Enfrentando a desinformação, o negacionismo e a pseudociência
Parte dos autores, segundo o texto sobre o qual refletimos, tende a considerar a desinformação como uma comunicação produzida intencionalmente. Porque o modelo de circulação de informação predominante nas plataformas é mediado algoritmicamente, baseado em um regime de visibilidade. Nele, temas polêmicos e controversos ganham mais atenção e, obviamente, geram mais lucro para quem os publica.
E mesmo os usuários bem-intencionados podem disseminar informações falsas ou controversas devido a uma confiança sem crítica na fonte da informação ou por genuína ignorância.
É curioso que as pessoas também estão dispostas a acreditar em informações que confirmam suas crenças pré-existentes, o que é um grande problema. Elas preferem acreditar em certos dados e pertencer a um grupo específico, o que reforçaria a ideia de que não se trata apenas de deficiência educacional, mas de escolha consciente pela informação falsa para fortalecer o pertencimento social.
É nesse sentido que as ações de educação científica, desde o ensino fundamental, combinadas com a divulgação científica e educação midiática, têm sido apresentadas como formas promissoras de contenção da desinformação.
Seria uma diretriz básica de atuação, bem como o aumento nos investimentos na formação de professores para o enfrentamento à desinformação científica em suas práticas profissionais cotidianas.
Afinal, não resolveríamos a questão trabalhando apenas com uma população já fora do ambiente escolar, majoritariamente adulta, sem crítica, sem habilidade de discernimento, sem interpretação textual.
Em verdade, a intenção é a aproximação entre o ensino superior – promovendo a Ciência - e a educação básica; uma junção primordial para enfrentar a desinformação nas escolas.
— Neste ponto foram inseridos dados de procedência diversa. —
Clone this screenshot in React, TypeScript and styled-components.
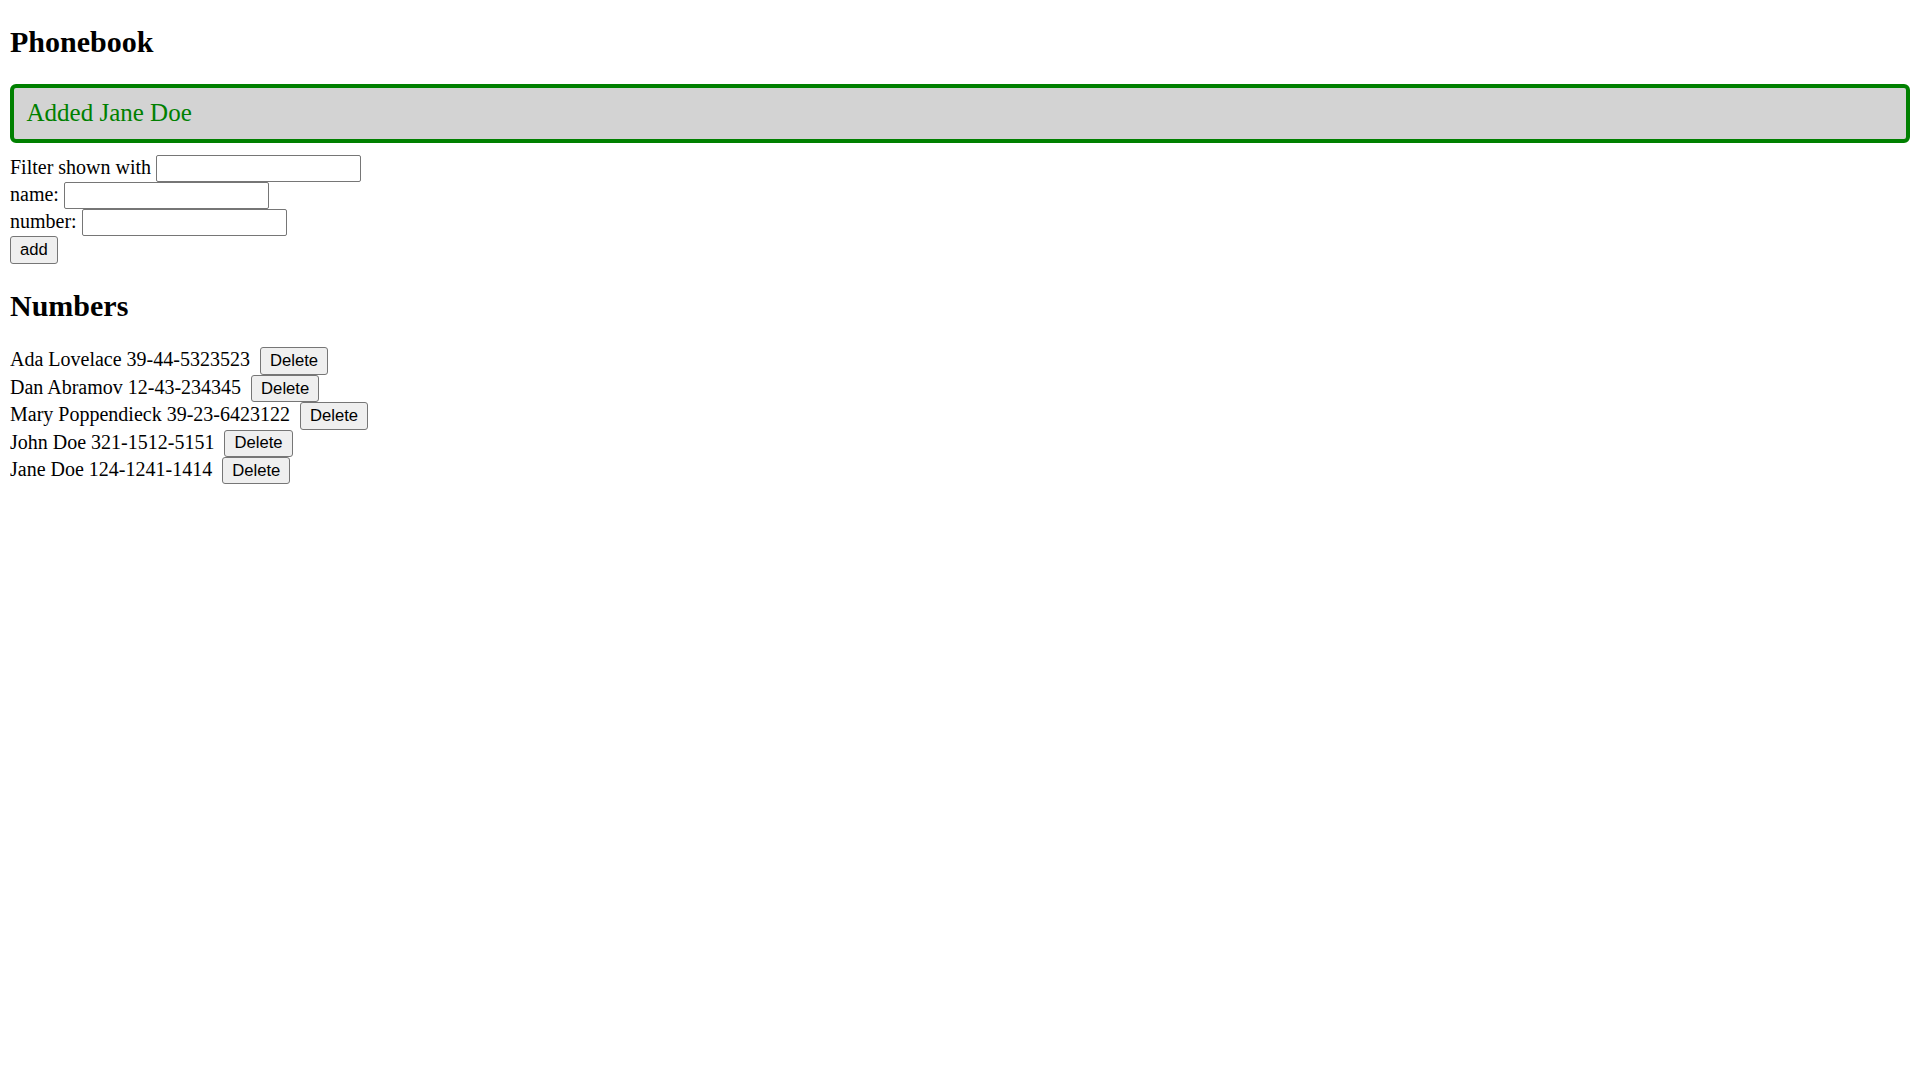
import React from "react";
import styled, { createGlobalStyle } from "styled-components";

const GlobalStyle = createGlobalStyle`
  html, body {
    background: #ffffff;
  }
  body {
    margin: 0 10px;
    font-family: "Liberation Serif", "Times New Roman", serif;
    font-size: 20px;
    color: #000000;
  }
`;

const Page = styled.div`
  display: block;
`;

const Heading = styled.h2`
  font-family: "Liberation Serif", "Times New Roman", serif;
  font-size: 30px;
  font-weight: bold;
  margin: 24.9px 0;
`;

const Notification = styled.div<{ $kind: "success" | "error" }>`
  color: ${(p) => (p.$kind === "success" ? "green" : "red")};
  background: lightgrey;
  font-size: 25px;
  border: 4px solid ${(p) => (p.$kind === "success" ? "green" : "red")};
  border-radius: 6px;
  padding: 11.5px 12.5px;
  margin-bottom: 12.5px;
`;

const Row = styled.div`
  display: block;
`;

const TextInput = styled.input`
  box-sizing: border-box;
  width: 205px;
  height: 27px;
  margin: 0;
  padding: 1px 3px;
  border: 1px solid #767676;
  border-radius: 2px;
  background: #ffffff;
  font-family: "Liberation Sans", Arial, sans-serif;
  font-size: 16.67px;
  vertical-align: baseline;
`;

const Button = styled.button<{ $gap?: boolean }>`
  margin: 0 0 0 ${(p) => (p.$gap ? "5px" : "0")};
  padding: 2.7px 9px;
  border: 1px solid #767676;
  border-radius: 3px;
  background: #efefef;
  color: #000000;
  font-family: "Liberation Sans", Arial, sans-serif;
  font-size: 16.67px;
  line-height: normal;
  cursor: pointer;
`;

const persons = [
  { name: "Ada Lovelace", number: "39-44-5323523" },
  { name: "Dan Abramov", number: "12-43-234345" },
  { name: "Mary Poppendieck", number: "39-23-6423122" },
  { name: "John Doe", number: "321-1512-5151" },
  { name: "Jane Doe", number: "124-1241-1414" },
];

export default function App() {
  return (
    <Page>
      <GlobalStyle />
      <Heading>Phonebook</Heading>
      <Notification $kind="success">Added Jane Doe</Notification>
      <Row>
        Filter shown with <TextInput />
      </Row>
      <form onSubmit={(e) => e.preventDefault()}>
        <Row>
          name: <TextInput />
        </Row>
        <Row>
          number: <TextInput />
        </Row>
        <Row>
          <Button type="submit">add</Button>
        </Row>
      </form>
      <Heading>Numbers</Heading>
      {persons.map((p) => (
        <Row key={p.name}>
          {p.name} {p.number} <Button $gap>Delete</Button>
        </Row>
      ))}
    </Page>
  );
}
Uma consequência ao longo do tempo é a melhoria dos espaços informais de educação científica.
Ecossistema integrado
Para o estudo em análise, a parte prática da tese é a criação de um ecossistema integrado em Ciência e Educação.
É preciso associar institucionalmente as políticas científicas e as políticas educacionais, buscando promover a colaboração contínua e integrada entre os ministérios responsáveis por essas áreas no Brasil — ou seja, o Ministério da Ciência, Tecnologia e Inovação (MCTI) e o Ministério da Educação (MEC).
A percepção é a de que esta integração permitirá a sincronização de esforços, recursos e estratégias, o que colaborará com a pesquisa em educação e ajudará a alinhar as políticas educacionais.
O compartilhamento de conhecimentos e ações e o estabelecimento de estratégias conjuntas entre ensino médio e superior poderá, por certo, acelerar os ganhos na educação e reduzir a disparidade em relação a outros países.
Sugerimos, por fim, o acesso ao site da Academia Brasileira de Ciências (ABC) e a leitura de suas várias publicações, além, claro, do material em comento, produzido por grupo de trabalho da ABC, coordenado pelo Acadêmico Roberto Lent.